◆ Task goal:
Give back exactly the lines from the beginning of the listing below to the line holding "const off = (label", both ends included; the pictures stay out.

◆ Provided material:
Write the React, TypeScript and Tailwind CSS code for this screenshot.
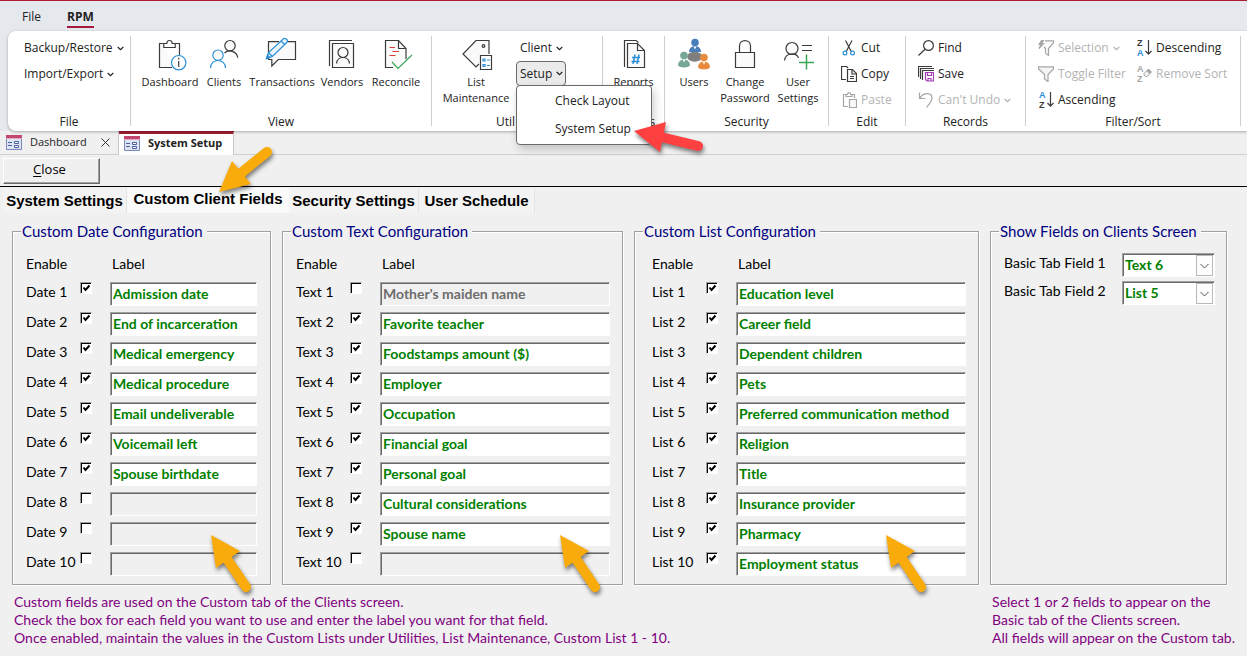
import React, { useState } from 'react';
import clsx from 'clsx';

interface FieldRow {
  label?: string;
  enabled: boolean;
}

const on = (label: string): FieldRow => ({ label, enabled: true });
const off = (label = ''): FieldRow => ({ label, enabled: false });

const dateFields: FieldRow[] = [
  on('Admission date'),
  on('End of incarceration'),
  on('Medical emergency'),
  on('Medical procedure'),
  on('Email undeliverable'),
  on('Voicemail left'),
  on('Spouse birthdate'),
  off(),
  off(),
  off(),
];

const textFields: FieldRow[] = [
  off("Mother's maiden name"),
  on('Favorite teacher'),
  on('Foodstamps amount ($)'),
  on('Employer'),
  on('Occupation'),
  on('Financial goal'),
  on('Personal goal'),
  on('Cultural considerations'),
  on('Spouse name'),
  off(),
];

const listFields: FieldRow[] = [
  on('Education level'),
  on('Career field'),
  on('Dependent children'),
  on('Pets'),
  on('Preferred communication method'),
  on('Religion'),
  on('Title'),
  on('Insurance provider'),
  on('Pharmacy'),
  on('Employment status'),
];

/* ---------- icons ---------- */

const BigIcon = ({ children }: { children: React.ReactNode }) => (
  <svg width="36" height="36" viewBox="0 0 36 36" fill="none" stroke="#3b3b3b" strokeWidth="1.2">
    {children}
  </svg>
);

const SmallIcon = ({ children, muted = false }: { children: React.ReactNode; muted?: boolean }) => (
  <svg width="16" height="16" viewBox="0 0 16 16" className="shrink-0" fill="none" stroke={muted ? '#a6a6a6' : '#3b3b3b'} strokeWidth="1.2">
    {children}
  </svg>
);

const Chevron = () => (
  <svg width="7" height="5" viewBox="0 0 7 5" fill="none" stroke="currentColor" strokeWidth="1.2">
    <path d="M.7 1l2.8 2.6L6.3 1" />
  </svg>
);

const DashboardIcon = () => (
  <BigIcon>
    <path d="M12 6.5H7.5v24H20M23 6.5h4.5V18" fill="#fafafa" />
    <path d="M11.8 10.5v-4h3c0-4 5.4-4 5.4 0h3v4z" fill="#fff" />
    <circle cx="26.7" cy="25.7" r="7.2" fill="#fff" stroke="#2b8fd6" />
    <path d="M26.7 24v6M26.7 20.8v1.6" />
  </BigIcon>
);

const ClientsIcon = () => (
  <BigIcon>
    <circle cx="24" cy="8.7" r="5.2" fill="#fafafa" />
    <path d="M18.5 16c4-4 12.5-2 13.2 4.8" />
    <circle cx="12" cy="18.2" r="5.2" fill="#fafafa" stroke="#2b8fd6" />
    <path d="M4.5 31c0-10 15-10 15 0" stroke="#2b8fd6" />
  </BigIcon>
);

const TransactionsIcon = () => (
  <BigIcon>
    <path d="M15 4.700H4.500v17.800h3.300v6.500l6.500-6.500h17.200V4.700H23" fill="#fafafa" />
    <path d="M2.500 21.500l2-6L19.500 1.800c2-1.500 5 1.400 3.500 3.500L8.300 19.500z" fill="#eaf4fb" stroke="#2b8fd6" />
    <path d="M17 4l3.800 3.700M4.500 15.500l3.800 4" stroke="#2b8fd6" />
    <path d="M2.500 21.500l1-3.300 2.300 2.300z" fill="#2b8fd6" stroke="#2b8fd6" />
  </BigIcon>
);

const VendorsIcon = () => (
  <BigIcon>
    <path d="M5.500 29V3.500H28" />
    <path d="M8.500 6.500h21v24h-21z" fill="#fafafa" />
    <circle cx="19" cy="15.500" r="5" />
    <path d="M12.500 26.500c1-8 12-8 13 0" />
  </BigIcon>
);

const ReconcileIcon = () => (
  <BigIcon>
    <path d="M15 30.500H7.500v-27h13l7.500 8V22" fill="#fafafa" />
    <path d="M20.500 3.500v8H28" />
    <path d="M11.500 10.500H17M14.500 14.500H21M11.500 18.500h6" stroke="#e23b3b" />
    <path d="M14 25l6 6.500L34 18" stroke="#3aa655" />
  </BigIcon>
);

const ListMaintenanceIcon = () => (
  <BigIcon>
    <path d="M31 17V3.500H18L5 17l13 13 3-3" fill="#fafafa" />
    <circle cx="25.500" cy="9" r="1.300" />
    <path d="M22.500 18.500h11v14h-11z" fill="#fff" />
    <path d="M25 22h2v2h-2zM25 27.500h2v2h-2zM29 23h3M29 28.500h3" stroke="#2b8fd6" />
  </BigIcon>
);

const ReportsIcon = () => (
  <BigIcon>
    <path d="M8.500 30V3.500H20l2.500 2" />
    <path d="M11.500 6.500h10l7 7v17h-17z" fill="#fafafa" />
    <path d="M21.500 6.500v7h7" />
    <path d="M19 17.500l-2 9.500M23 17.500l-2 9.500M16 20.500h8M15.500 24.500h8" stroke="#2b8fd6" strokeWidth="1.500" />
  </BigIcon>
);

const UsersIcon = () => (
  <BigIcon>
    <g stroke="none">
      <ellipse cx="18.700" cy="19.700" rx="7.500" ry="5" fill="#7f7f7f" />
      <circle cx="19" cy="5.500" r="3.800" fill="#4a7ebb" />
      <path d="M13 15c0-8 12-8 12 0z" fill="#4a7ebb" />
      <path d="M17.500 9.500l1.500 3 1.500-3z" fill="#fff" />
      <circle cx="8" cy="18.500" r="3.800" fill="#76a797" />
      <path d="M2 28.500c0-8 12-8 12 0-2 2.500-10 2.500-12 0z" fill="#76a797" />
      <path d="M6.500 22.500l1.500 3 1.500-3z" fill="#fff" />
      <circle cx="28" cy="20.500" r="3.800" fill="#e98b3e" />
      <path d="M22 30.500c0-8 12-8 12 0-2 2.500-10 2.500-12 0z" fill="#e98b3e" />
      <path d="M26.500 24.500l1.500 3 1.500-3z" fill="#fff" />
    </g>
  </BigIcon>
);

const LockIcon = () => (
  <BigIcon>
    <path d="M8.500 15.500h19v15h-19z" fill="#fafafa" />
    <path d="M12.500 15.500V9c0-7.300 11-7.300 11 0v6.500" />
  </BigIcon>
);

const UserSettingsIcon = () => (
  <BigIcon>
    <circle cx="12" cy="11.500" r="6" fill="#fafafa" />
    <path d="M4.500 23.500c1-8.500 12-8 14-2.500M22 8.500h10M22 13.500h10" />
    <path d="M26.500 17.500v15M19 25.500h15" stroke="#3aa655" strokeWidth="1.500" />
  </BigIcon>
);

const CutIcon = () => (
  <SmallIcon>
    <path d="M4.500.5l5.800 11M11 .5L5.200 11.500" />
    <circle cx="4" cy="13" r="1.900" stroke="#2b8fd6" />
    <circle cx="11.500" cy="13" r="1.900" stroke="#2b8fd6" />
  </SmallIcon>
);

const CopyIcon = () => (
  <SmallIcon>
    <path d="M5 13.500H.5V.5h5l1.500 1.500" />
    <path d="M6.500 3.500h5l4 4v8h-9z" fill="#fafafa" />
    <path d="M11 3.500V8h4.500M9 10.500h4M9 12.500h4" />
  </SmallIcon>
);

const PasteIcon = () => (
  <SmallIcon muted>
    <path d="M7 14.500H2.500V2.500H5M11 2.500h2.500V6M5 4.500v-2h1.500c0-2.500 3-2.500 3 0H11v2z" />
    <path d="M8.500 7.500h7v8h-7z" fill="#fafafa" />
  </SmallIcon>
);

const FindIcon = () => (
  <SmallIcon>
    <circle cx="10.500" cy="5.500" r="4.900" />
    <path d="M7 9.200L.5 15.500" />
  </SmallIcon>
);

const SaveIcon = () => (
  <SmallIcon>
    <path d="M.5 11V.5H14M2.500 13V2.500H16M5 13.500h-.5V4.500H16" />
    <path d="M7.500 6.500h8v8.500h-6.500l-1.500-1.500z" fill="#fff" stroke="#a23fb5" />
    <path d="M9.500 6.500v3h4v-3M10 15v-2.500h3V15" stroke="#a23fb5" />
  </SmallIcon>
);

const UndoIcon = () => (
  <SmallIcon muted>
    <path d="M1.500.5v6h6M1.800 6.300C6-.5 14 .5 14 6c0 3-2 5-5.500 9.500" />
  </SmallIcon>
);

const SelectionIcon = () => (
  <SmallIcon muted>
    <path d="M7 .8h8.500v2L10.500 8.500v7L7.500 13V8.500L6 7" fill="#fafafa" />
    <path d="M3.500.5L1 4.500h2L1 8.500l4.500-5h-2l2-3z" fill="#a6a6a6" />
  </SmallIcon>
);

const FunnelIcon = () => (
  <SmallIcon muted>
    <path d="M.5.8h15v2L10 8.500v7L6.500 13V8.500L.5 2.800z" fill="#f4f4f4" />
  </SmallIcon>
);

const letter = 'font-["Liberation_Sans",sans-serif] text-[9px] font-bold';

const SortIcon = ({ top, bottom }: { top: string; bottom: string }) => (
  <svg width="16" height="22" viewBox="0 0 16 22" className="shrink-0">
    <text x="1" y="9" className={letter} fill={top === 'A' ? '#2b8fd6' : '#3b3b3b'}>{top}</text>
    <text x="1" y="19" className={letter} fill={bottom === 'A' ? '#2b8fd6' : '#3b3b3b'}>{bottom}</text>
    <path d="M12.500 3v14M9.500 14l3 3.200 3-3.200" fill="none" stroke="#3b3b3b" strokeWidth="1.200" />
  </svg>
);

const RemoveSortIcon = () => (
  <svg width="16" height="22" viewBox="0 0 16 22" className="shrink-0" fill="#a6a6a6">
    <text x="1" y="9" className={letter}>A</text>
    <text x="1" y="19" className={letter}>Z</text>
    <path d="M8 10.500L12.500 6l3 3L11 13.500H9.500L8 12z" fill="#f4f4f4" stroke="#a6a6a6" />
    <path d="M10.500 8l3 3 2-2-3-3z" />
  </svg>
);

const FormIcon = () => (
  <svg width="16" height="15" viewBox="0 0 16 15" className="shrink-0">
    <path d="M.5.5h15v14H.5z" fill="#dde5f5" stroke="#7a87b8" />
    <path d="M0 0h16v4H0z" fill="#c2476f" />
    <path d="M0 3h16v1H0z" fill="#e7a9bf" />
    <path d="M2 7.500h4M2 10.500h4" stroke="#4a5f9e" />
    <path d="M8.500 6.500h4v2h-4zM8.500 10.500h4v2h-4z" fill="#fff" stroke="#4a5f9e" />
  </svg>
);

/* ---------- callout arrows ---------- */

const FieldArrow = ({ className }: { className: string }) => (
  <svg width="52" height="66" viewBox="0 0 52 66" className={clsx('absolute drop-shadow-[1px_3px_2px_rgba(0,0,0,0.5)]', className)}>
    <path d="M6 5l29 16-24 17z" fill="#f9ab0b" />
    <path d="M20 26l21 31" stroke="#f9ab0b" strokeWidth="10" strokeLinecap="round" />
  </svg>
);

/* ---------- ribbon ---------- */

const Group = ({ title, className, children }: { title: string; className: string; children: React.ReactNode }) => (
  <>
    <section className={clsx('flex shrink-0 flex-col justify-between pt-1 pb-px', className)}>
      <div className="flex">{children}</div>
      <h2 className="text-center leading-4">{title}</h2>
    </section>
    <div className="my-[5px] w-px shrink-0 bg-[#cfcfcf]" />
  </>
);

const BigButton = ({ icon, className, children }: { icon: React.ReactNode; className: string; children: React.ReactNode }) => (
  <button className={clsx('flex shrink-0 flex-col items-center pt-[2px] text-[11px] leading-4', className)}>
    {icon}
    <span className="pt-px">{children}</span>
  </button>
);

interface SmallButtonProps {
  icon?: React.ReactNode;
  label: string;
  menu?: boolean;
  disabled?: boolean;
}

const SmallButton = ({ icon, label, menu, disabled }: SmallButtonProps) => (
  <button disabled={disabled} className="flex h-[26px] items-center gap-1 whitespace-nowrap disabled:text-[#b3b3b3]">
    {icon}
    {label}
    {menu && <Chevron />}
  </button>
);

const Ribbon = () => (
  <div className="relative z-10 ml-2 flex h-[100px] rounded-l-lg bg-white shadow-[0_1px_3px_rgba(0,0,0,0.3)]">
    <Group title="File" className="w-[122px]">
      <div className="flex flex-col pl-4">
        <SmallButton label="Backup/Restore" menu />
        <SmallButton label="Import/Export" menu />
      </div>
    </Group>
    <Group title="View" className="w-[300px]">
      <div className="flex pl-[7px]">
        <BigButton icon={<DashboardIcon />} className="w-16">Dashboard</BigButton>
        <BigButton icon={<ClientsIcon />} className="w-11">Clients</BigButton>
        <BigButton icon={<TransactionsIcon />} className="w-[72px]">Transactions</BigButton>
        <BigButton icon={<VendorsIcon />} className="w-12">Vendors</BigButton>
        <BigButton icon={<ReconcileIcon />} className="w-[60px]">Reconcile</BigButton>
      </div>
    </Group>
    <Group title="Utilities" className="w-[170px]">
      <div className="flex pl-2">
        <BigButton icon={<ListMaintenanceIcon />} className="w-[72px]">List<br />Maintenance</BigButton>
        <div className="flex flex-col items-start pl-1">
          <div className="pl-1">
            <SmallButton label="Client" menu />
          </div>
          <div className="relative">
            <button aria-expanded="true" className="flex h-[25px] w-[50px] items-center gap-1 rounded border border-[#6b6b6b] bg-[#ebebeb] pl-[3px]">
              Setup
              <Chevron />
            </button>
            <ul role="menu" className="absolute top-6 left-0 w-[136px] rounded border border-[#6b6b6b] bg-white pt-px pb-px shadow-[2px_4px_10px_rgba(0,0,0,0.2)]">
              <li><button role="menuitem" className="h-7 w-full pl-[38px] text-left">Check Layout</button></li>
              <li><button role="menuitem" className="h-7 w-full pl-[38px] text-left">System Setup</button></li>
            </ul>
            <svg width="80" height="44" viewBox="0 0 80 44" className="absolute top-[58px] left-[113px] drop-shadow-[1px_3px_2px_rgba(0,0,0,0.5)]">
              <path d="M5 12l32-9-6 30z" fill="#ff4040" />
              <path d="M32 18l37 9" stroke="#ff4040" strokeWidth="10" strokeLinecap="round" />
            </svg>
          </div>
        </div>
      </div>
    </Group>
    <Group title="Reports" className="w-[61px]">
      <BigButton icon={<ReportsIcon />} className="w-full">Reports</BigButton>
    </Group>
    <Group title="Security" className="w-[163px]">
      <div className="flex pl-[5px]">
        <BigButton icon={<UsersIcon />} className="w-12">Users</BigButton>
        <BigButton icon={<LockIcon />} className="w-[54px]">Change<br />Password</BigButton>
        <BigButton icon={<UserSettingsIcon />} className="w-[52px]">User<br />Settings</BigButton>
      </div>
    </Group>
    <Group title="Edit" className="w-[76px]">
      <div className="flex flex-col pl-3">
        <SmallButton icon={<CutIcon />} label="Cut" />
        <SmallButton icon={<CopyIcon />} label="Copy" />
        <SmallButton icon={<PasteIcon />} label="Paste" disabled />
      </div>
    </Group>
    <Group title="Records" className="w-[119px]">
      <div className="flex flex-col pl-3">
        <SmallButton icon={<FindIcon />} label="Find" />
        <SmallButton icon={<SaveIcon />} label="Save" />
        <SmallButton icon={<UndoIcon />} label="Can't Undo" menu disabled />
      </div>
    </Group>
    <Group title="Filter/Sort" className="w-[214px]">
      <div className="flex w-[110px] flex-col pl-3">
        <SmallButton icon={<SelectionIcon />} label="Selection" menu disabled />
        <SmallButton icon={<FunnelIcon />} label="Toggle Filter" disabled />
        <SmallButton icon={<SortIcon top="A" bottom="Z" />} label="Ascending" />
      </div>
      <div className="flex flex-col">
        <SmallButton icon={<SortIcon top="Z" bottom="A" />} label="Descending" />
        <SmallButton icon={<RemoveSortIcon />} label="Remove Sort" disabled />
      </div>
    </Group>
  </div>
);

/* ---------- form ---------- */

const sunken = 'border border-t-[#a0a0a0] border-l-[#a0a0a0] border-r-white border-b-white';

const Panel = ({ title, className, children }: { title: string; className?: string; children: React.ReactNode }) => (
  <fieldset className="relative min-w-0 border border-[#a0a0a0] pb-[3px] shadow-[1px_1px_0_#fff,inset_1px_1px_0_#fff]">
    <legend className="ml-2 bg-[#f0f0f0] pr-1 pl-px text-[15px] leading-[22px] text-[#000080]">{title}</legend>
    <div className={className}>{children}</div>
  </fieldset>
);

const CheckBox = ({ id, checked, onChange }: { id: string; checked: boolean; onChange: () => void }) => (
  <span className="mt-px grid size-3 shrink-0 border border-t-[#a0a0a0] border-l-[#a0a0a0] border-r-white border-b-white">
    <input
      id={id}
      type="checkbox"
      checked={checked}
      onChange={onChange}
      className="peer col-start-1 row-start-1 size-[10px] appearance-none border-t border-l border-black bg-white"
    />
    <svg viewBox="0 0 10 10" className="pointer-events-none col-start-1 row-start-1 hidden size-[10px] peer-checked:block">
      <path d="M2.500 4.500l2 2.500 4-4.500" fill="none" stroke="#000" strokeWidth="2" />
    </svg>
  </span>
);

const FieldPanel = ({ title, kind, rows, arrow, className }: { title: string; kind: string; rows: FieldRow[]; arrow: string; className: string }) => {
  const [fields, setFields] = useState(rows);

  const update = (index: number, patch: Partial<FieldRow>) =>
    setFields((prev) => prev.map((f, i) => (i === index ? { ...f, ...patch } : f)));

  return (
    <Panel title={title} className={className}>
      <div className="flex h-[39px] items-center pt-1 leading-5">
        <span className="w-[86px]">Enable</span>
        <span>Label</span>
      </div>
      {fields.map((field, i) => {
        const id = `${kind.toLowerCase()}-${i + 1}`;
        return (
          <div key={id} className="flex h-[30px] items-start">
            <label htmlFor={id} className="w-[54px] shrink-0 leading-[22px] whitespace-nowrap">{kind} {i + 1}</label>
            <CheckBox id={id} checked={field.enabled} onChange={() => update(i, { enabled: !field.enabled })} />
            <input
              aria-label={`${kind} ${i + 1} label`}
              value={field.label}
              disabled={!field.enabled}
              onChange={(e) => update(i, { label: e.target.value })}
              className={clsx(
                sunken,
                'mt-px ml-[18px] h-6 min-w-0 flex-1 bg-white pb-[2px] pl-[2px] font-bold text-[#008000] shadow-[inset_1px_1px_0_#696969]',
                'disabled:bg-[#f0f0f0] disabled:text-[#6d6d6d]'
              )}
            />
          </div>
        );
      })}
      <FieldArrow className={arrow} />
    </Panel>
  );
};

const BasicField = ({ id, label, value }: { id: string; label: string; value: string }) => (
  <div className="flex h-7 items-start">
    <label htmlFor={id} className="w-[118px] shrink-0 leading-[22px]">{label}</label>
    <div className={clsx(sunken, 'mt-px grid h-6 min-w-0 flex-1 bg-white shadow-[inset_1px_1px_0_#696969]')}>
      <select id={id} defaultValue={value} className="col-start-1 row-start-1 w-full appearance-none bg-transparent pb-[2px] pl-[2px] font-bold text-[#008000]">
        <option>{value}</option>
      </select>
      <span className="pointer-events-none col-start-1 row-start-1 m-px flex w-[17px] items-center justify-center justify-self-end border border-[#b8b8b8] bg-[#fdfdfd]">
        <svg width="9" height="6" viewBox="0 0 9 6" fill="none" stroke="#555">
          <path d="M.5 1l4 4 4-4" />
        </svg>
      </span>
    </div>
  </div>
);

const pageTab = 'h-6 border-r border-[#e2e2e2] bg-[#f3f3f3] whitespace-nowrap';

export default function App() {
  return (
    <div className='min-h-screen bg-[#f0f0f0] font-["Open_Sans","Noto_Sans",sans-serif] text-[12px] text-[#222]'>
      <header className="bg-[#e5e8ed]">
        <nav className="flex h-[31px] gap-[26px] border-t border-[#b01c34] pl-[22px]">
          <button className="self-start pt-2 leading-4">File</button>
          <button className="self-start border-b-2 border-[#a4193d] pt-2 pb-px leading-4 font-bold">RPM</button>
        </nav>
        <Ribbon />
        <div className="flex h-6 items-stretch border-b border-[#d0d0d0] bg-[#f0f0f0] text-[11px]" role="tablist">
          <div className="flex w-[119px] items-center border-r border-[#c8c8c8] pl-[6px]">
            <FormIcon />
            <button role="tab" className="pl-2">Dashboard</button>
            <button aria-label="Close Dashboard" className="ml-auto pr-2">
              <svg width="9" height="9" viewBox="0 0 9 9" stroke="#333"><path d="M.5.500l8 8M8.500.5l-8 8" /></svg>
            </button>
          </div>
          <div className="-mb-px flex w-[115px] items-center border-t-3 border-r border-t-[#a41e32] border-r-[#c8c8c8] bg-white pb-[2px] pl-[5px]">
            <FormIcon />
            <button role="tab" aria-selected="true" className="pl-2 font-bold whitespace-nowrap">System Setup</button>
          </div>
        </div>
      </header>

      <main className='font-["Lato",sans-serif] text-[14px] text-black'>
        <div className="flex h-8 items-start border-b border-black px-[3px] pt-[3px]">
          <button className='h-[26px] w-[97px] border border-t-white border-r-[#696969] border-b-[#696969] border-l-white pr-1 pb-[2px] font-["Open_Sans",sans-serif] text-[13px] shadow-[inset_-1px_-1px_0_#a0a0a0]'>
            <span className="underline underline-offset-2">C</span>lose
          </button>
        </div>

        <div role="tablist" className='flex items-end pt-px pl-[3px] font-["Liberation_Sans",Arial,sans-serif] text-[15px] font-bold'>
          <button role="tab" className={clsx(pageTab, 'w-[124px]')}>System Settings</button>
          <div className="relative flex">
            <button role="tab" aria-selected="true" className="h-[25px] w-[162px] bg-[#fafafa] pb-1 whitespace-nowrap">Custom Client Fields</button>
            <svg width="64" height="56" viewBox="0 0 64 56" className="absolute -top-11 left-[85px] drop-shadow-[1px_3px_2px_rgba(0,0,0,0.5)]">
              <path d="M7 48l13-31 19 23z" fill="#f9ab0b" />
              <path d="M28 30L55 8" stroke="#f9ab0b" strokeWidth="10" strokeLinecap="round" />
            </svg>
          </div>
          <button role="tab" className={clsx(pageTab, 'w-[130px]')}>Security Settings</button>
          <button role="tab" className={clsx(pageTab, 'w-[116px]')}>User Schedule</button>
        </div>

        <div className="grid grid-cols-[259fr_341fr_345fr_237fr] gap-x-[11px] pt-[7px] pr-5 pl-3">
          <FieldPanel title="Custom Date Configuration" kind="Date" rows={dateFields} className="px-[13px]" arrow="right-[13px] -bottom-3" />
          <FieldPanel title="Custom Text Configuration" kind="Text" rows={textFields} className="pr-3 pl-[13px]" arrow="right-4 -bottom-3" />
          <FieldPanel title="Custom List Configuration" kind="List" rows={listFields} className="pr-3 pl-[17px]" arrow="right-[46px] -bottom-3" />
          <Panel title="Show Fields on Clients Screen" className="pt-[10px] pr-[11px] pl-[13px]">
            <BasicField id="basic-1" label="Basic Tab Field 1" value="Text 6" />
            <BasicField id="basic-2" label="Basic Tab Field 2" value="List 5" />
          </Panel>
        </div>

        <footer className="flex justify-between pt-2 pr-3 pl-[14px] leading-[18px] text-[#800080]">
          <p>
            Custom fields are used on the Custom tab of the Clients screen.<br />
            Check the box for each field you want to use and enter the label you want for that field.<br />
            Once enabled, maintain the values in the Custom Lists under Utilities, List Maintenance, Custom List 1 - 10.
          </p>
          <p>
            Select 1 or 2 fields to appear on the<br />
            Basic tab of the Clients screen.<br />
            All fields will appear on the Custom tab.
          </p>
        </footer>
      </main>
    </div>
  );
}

◆ Completed task:
Write the React, TypeScript and Tailwind CSS code for this screenshot.
import React, { useState } from 'react';
import clsx from 'clsx';

interface FieldRow {
  label?: string;
  enabled: boolean;
}

const on = (label: string): FieldRow => ({ label, enabled: true });
const off = (label = ''): FieldRow => ({ label, enabled: false });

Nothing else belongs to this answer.